Github user gatorsmile commented on a diff in the pull request:
https://github.com/apache/spark/pull/14240#discussion_r71585784
--- Diff:
sql/core/src/test/scala/org/apache/spark/sql/sources/PrunedScanSuite.scala ---
@@ -114,16 +114,15 @@ class PrunedScanSuite extends DataSourceTest with
SharedSQLContext {
testPruning("SELECT * FROM oneToTenPruned", "a", "b")
testPruning("SELECT a, b FROM oneToTenPruned", "a", "b")
testPruning("SELECT b, a FROM oneToTenPruned", "b", "a")
- testPruning("SELECT b, b FROM oneToTenPruned", "b")
+ testPruning("SELECT b, b FROM oneToTenPruned", "b", "b")
+ testPruning("SELECT b as alias_b, b FROM oneToTenPruned", "b")
--- End diff --
me too. : ( I am also learning this part for refactoring the Hive table
scan. That is why I found the behavior inconsistency between different types of
table scans. Let me try to summarize it in a more organized way.

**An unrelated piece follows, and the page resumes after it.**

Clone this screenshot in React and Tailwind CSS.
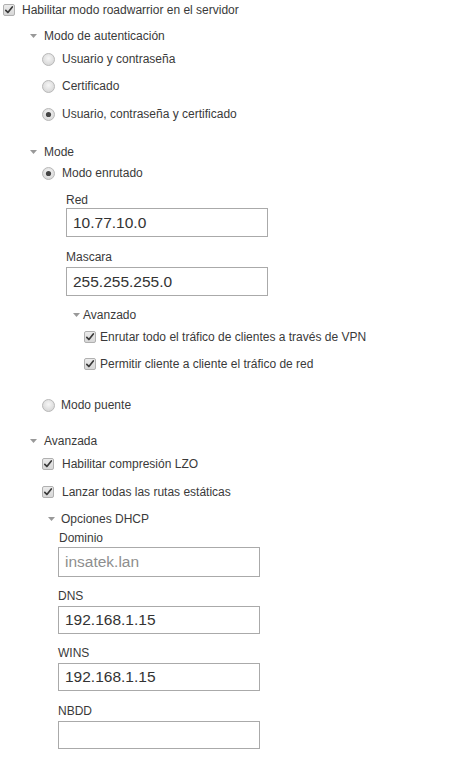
import React from "react";

const font = { fontFamily: '"Liberation Sans", Arial, sans-serif' };

function Check() {
  return (
    <svg width="12" height="12" viewBox="0 0 12 12" className="shrink-0">
      <defs>
        <linearGradient id="cbg" x1="0" y1="0" x2="0" y2="1">
          <stop offset="0" stopColor="#ececec" />
          <stop offset="1" stopColor="#d6d6d6" />
        </linearGradient>
      </defs>
      <rect x="0.5" y="0.5" width="11" height="11" rx="1.5" fill="url(#cbg)" stroke="#b0b0b0" />
      <path d="M2.8 6.3 L4.9 8.5 L9.3 3" fill="none" stroke="#3a3a3a" strokeWidth="1.7" strokeLinecap="round" strokeLinejoin="round" />
    </svg>
  );
}

function Radio({ on }) {
  return (
    <svg width="13" height="13" viewBox="0 0 13 13" className="shrink-0">
      <defs>
        <radialGradient id="rbg" cx="0.5" cy="0.4" r="0.6">
          <stop offset="0" stopColor="#f6f6f6" />
          <stop offset="1" stopColor="#d6d6d6" />
        </radialGradient>
      </defs>
      <circle cx="6.5" cy="6.5" r="6" fill="url(#rbg)" stroke="#b8b8b8" />
      {on && <circle cx="6.5" cy="6.5" r="2.6" fill="#444" />}
    </svg>
  );
}

function Tri() {
  return (
    <svg width="7" height="4" viewBox="0 0 7 4" className="shrink-0">
      <path d="M0 0 L7 0 L3.5 4 Z" fill="#999" />
    </svg>
  );
}

function Input({ value, placeholder, h }) {
  return (
    <div
      className={`w-[202px] ${h} border border-[#aaaaaa] bg-white flex items-center pl-[6px] text-[15.5px]`}
    >
      {value ? (
        <span className="text-[#333]">{value}</span>
      ) : (
        <span className="text-[#8e8e8e]">{placeholder}</span>
      )}
    </div>
  );
}

export default function App() {
  return (
    <div className="w-[474px] h-[758px] bg-white text-[12px] text-[#3a3a3a] overflow-hidden" style={font}>
      <div className="h-[20px] flex items-center pl-[3px]">
        <Check />
        <span className="ml-[7px]">Habilitar modo roadwarrior en el servidor</span>
      </div>

      <div className="mt-[6px] h-[20px] flex items-center pl-[30px]">
        <Tri />
        <span className="ml-[7px]">Modo de autenticación</span>
      </div>
      <div className="mt-[3px] h-[20px] flex items-center pl-[42px]">
        <Radio />
        <span className="ml-[7px]">Usuario y contraseña</span>
      </div>
      <div className="mt-[7px] h-[20px] flex items-center pl-[42px]">
        <Radio />
        <span className="ml-[7px]">Certificado</span>
      </div>
      <div className="mt-[8px] h-[20px] flex items-center pl-[42px]">
        <Radio on />
        <span className="ml-[7px]">Usuario, contraseña y certificado</span>
      </div>

      <div className="mt-[18px] h-[20px] flex items-center pl-[30px]">
        <Tri />
        <span className="ml-[7px]">Mode</span>
      </div>
      <div className="mt-[1px] h-[20px] flex items-center pl-[42px]">
        <Radio on />
        <span className="ml-[7px]">Modo enrutado</span>
      </div>

      <div className="pl-[66px]">
        <div className="mt-[9px] h-[16px] flex items-center">Red</div>
        <div>
          <Input value="10.77.10.0" h="h-[29px]" />
        </div>
        <div className="mt-[12px] h-[16px] flex items-center">Mascara</div>
        <div className="mt-[2px]">
          <Input value="255.255.255.0" h="h-[29px]" />
        </div>
      </div>

      <div className="mt-[9px] h-[20px] flex items-center pl-[73px]">
        <Tri />
        <span className="ml-[3px]">Avanzado</span>
      </div>
      <div className="mt-[2px] h-[20px] flex items-center pl-[84px]">
        <Check />
        <span className="ml-[4px]">Enrutar todo el tráfico de clientes a través de VPN</span>
      </div>
      <div className="mt-[7px] h-[20px] flex items-center pl-[84px]">
        <Check />
        <span className="ml-[4px]">Permitir cliente a cliente el tráfico de red</span>
      </div>

      <div className="mt-[21px] h-[20px] flex items-center pl-[42px]">
        <Radio />
        <span className="ml-[6px]">Modo puente</span>
      </div>

      <div className="mt-[16px] h-[20px] flex items-center pl-[30px]">
        <Tri />
        <span className="ml-[7px]">Avanzada</span>
      </div>
      <div className="mt-[3px] h-[20px] flex items-center pl-[42px]">
        <Check />
        <span className="ml-[8px]">Habilitar compresión LZO</span>
      </div>
      <div className="mt-[8px] h-[20px] flex items-center pl-[42px]">
        <Check />
        <span className="ml-[8px]">Lanzar todas las rutas estáticas</span>
      </div>
      <div className="mt-[7px] h-[20px] flex items-center pl-[48px]">
        <Tri />
        <span className="ml-[6px]">Opciones DHCP</span>
      </div>

      <div className="pl-[58px]">
        <div className="mt-[1px] h-[16px] flex items-center pl-[1px]">Dominio</div>
        <div className="mt-[1px]">
          <Input placeholder="insatek.lan" h="h-[30px]" />
        </div>
        <div className="mt-[11px] h-[16px] flex items-center">DNS</div>
        <div className="mt-[2px]">
          <Input value="192.168.1.15" h="h-[28px]" />
        </div>
        <div className="mt-[11px] h-[16px] flex items-center">WINS</div>
        <div className="mt-[2px]">
          <Input value="192.168.1.15" h="h-[28px]" />
        </div>
        <div className="mt-[12px] h-[16px] flex items-center">NBDD</div>
        <div className="mt-[2px]">
          <Input h="h-[28px]" />
        </div>
      </div>
    </div>
  );
}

Currently, when converting logical plans to physical plans, we have two
different strategies for the table scan (+ the adjacent `Filter` and `Project`,
if any).
- Hive Table Scan and In-memory Table Scan.
- Data Source Table Scan.
Thus, the basic functionalities are the same.
The inputs include the filter predicates and the output project list and a
leaf relation `LogicalRelation`, `MetastoreRelation`, and `InMemoryRelation`.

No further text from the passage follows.